--- start Information shown ---

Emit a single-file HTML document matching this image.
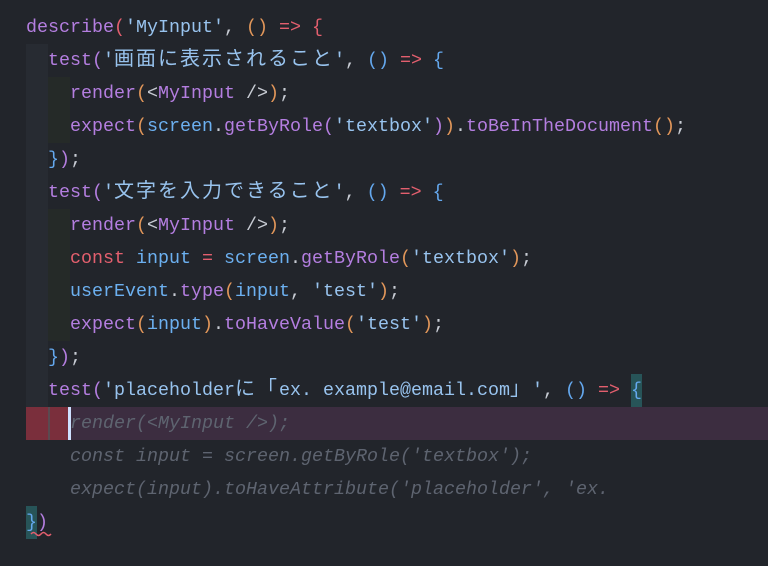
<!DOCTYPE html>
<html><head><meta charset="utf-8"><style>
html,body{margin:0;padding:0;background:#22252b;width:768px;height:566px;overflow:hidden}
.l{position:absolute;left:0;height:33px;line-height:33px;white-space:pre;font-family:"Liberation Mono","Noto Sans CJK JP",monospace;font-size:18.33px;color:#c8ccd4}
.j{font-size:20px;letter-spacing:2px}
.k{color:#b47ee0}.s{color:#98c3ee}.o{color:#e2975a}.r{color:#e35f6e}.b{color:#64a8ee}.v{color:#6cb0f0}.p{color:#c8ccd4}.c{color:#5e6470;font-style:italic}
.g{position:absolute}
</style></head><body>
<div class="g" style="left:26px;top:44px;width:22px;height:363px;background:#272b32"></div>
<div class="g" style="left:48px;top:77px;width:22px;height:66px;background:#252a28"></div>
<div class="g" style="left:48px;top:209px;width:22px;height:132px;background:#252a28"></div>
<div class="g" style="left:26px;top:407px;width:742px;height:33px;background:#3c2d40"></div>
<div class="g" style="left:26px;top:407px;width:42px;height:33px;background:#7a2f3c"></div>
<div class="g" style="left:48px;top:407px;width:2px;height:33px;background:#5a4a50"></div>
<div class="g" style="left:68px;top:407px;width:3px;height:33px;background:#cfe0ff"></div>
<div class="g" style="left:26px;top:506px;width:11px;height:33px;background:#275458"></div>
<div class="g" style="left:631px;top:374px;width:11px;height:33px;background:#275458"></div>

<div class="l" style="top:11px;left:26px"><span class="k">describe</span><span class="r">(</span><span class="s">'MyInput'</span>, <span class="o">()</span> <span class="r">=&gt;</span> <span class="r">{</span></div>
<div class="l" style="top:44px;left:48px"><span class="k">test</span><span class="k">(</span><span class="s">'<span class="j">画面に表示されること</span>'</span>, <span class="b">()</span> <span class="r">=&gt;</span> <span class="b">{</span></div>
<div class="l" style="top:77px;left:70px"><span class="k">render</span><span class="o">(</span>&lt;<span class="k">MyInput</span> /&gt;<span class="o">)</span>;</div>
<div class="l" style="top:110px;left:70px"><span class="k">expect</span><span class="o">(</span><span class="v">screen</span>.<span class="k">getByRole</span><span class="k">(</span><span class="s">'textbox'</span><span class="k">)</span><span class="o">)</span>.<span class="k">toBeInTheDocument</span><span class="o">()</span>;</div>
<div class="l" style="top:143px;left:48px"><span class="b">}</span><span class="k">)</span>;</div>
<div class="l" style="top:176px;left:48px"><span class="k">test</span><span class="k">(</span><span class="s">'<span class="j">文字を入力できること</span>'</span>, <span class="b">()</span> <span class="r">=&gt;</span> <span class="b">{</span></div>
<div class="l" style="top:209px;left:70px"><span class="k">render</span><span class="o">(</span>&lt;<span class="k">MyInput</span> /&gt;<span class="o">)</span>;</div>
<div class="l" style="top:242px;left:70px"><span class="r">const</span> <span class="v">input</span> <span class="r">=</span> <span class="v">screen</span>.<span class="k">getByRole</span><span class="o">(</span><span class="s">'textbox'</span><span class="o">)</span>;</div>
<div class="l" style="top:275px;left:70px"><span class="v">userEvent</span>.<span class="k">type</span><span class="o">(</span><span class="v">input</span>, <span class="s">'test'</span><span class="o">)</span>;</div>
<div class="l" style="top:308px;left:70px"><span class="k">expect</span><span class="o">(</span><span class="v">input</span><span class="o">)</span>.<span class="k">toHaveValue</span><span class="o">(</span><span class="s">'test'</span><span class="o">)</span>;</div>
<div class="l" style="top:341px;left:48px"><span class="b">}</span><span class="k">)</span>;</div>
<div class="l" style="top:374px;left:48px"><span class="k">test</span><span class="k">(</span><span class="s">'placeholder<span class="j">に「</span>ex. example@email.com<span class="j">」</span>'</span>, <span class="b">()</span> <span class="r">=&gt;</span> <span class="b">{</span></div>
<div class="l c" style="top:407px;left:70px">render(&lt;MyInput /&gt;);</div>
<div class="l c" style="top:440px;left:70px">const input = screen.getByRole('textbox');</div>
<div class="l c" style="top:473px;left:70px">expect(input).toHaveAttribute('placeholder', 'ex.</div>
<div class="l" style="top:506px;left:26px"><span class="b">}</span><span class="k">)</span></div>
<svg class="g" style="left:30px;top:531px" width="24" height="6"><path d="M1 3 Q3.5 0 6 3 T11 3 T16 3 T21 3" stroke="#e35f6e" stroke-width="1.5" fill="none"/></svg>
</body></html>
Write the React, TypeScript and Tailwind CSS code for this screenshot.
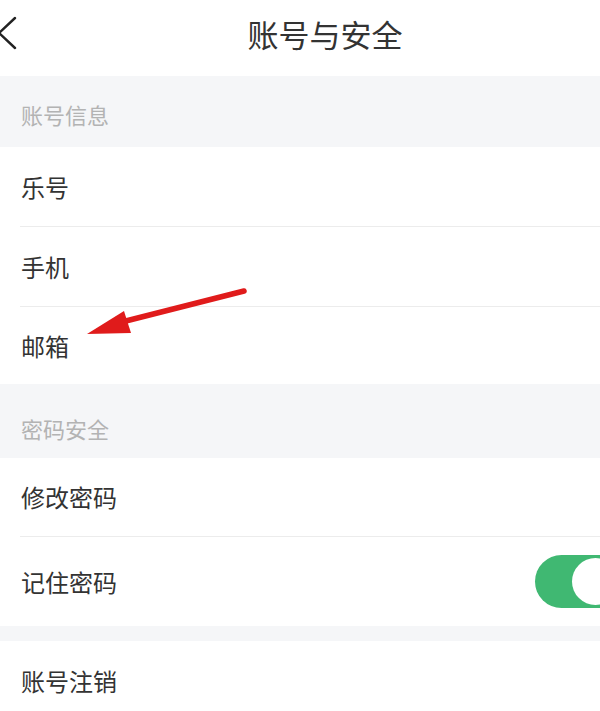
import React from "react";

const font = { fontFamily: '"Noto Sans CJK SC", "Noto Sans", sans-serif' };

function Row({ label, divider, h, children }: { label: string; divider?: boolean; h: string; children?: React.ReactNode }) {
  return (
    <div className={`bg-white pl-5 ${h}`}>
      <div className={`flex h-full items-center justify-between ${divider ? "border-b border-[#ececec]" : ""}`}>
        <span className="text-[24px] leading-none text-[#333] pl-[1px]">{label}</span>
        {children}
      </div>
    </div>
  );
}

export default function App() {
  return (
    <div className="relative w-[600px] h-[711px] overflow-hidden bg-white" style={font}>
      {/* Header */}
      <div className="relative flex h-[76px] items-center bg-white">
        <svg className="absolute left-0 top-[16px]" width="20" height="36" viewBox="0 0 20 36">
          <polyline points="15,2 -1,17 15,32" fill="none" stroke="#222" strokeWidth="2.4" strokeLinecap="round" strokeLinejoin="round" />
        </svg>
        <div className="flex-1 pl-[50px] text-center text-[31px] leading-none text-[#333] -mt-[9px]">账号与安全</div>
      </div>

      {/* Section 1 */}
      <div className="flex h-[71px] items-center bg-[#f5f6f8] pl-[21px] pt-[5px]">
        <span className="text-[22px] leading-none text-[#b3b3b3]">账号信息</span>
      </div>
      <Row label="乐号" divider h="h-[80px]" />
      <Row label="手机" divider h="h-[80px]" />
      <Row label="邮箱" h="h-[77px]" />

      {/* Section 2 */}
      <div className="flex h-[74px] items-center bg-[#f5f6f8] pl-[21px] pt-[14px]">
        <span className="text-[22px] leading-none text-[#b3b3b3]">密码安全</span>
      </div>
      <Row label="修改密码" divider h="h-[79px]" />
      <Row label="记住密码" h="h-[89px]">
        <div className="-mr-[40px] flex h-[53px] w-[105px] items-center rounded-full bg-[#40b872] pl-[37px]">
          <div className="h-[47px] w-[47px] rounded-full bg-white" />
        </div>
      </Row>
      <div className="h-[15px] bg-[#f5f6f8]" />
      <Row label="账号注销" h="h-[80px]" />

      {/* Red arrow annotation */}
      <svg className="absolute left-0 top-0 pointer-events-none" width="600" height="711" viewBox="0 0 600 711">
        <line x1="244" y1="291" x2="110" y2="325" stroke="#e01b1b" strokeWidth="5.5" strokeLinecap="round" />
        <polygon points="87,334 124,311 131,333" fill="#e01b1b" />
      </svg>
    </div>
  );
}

--- end Information shown ---

# [What the task asks]
Reproduce every entry word for word, but skip any pictures.

# [Response to this task]
Emit a single-file HTML document matching this image.
<!DOCTYPE html>
<html><head><meta charset="utf-8"><style>
html,body{margin:0;padding:0;background:#22252b;width:768px;height:566px;overflow:hidden}
.l{position:absolute;left:0;height:33px;line-height:33px;white-space:pre;font-family:"Liberation Mono","Noto Sans CJK JP",monospace;font-size:18.33px;color:#c8ccd4}
.j{font-size:20px;letter-spacing:2px}
.k{color:#b47ee0}.s{color:#98c3ee}.o{color:#e2975a}.r{color:#e35f6e}.b{color:#64a8ee}.v{color:#6cb0f0}.p{color:#c8ccd4}.c{color:#5e6470;font-style:italic}
.g{position:absolute}
</style></head><body>
<div class="g" style="left:26px;top:44px;width:22px;height:363px;background:#272b32"></div>
<div class="g" style="left:48px;top:77px;width:22px;height:66px;background:#252a28"></div>
<div class="g" style="left:48px;top:209px;width:22px;height:132px;background:#252a28"></div>
<div class="g" style="left:26px;top:407px;width:742px;height:33px;background:#3c2d40"></div>
<div class="g" style="left:26px;top:407px;width:42px;height:33px;background:#7a2f3c"></div>
<div class="g" style="left:48px;top:407px;width:2px;height:33px;background:#5a4a50"></div>
<div class="g" style="left:68px;top:407px;width:3px;height:33px;background:#cfe0ff"></div>
<div class="g" style="left:26px;top:506px;width:11px;height:33px;background:#275458"></div>
<div class="g" style="left:631px;top:374px;width:11px;height:33px;background:#275458"></div>

<div class="l" style="top:11px;left:26px"><span class="k">describe</span><span class="r">(</span><span class="s">'MyInput'</span>, <span class="o">()</span> <span class="r">=&gt;</span> <span class="r">{</span></div>
<div class="l" style="top:44px;left:48px"><span class="k">test</span><span class="k">(</span><span class="s">'<span class="j">画面に表示されること</span>'</span>, <span class="b">()</span> <span class="r">=&gt;</span> <span class="b">{</span></div>
<div class="l" style="top:77px;left:70px"><span class="k">render</span><span class="o">(</span>&lt;<span class="k">MyInput</span> /&gt;<span class="o">)</span>;</div>
<div class="l" style="top:110px;left:70px"><span class="k">expect</span><span class="o">(</span><span class="v">screen</span>.<span class="k">getByRole</span><span class="k">(</span><span class="s">'textbox'</span><span class="k">)</span><span class="o">)</span>.<span class="k">toBeInTheDocument</span><span class="o">()</span>;</div>
<div class="l" style="top:143px;left:48px"><span class="b">}</span><span class="k">)</span>;</div>
<div class="l" style="top:176px;left:48px"><span class="k">test</span><span class="k">(</span><span class="s">'<span class="j">文字を入力できること</span>'</span>, <span class="b">()</span> <span class="r">=&gt;</span> <span class="b">{</span></div>
<div class="l" style="top:209px;left:70px"><span class="k">render</span><span class="o">(</span>&lt;<span class="k">MyInput</span> /&gt;<span class="o">)</span>;</div>
<div class="l" style="top:242px;left:70px"><span class="r">const</span> <span class="v">input</span> <span class="r">=</span> <span class="v">screen</span>.<span class="k">getByRole</span><span class="o">(</span><span class="s">'textbox'</span><span class="o">)</span>;</div>
<div class="l" style="top:275px;left:70px"><span class="v">userEvent</span>.<span class="k">type</span><span class="o">(</span><span class="v">input</span>, <span class="s">'test'</span><span class="o">)</span>;</div>
<div class="l" style="top:308px;left:70px"><span class="k">expect</span><span class="o">(</span><span class="v">input</span><span class="o">)</span>.<span class="k">toHaveValue</span><span class="o">(</span><span class="s">'test'</span><span class="o">)</span>;</div>
<div class="l" style="top:341px;left:48px"><span class="b">}</span><span class="k">)</span>;</div>
<div class="l" style="top:374px;left:48px"><span class="k">test</span><span class="k">(</span><span class="s">'placeholder<span class="j">に「</span>ex. example@email.com<span class="j">」</span>'</span>, <span class="b">()</span> <span class="r">=&gt;</span> <span class="b">{</span></div>
<div class="l c" style="top:407px;left:70px">render(&lt;MyInput /&gt;);</div>
<div class="l c" style="top:440px;left:70px">const input = screen.getByRole('textbox');</div>
<div class="l c" style="top:473px;left:70px">expect(input).toHaveAttribute('placeholder', 'ex.</div>
<div class="l" style="top:506px;left:26px"><span class="b">}</span><span class="k">)</span></div>
<svg class="g" style="left:30px;top:531px" width="24" height="6"><path d="M1 3 Q3.5 0 6 3 T11 3 T16 3 T21 3" stroke="#e35f6e" stroke-width="1.5" fill="none"/></svg>
</body></html>
Write the React, TypeScript and Tailwind CSS code for this screenshot.
import React from "react";

const font = { fontFamily: '"Noto Sans CJK SC", "Noto Sans", sans-serif' };

function Row({ label, divider, h, children }: { label: string; divider?: boolean; h: string; children?: React.ReactNode }) {
  return (
    <div className={`bg-white pl-5 ${h}`}>
      <div className={`flex h-full items-center justify-between ${divider ? "border-b border-[#ececec]" : ""}`}>
        <span className="text-[24px] leading-none text-[#333] pl-[1px]">{label}</span>
        {children}
      </div>
    </div>
  );
}

export default function App() {
  return (
    <div className="relative w-[600px] h-[711px] overflow-hidden bg-white" style={font}>
      {/* Header */}
      <div className="relative flex h-[76px] items-center bg-white">
        <svg className="absolute left-0 top-[16px]" width="20" height="36" viewBox="0 0 20 36">
          <polyline points="15,2 -1,17 15,32" fill="none" stroke="#222" strokeWidth="2.4" strokeLinecap="round" strokeLinejoin="round" />
        </svg>
        <div className="flex-1 pl-[50px] text-center text-[31px] leading-none text-[#333] -mt-[9px]">账号与安全</div>
      </div>

      {/* Section 1 */}
      <div className="flex h-[71px] items-center bg-[#f5f6f8] pl-[21px] pt-[5px]">
        <span className="text-[22px] leading-none text-[#b3b3b3]">账号信息</span>
      </div>
      <Row label="乐号" divider h="h-[80px]" />
      <Row label="手机" divider h="h-[80px]" />
      <Row label="邮箱" h="h-[77px]" />

      {/* Section 2 */}
      <div className="flex h-[74px] items-center bg-[#f5f6f8] pl-[21px] pt-[14px]">
        <span className="text-[22px] leading-none text-[#b3b3b3]">密码安全</span>
      </div>
      <Row label="修改密码" divider h="h-[79px]" />
      <Row label="记住密码" h="h-[89px]">
        <div className="-mr-[40px] flex h-[53px] w-[105px] items-center rounded-full bg-[#40b872] pl-[37px]">
          <div className="h-[47px] w-[47px] rounded-full bg-white" />
        </div>
      </Row>
      <div className="h-[15px] bg-[#f5f6f8]" />
      <Row label="账号注销" h="h-[80px]" />

      {/* Red arrow annotation */}
      <svg className="absolute left-0 top-0 pointer-events-none" width="600" height="711" viewBox="0 0 600 711">
        <line x1="244" y1="291" x2="110" y2="325" stroke="#e01b1b" strokeWidth="5.5" strokeLinecap="round" />
        <polygon points="87,334 124,311 131,333" fill="#e01b1b" />
      </svg>
    </div>
  );
}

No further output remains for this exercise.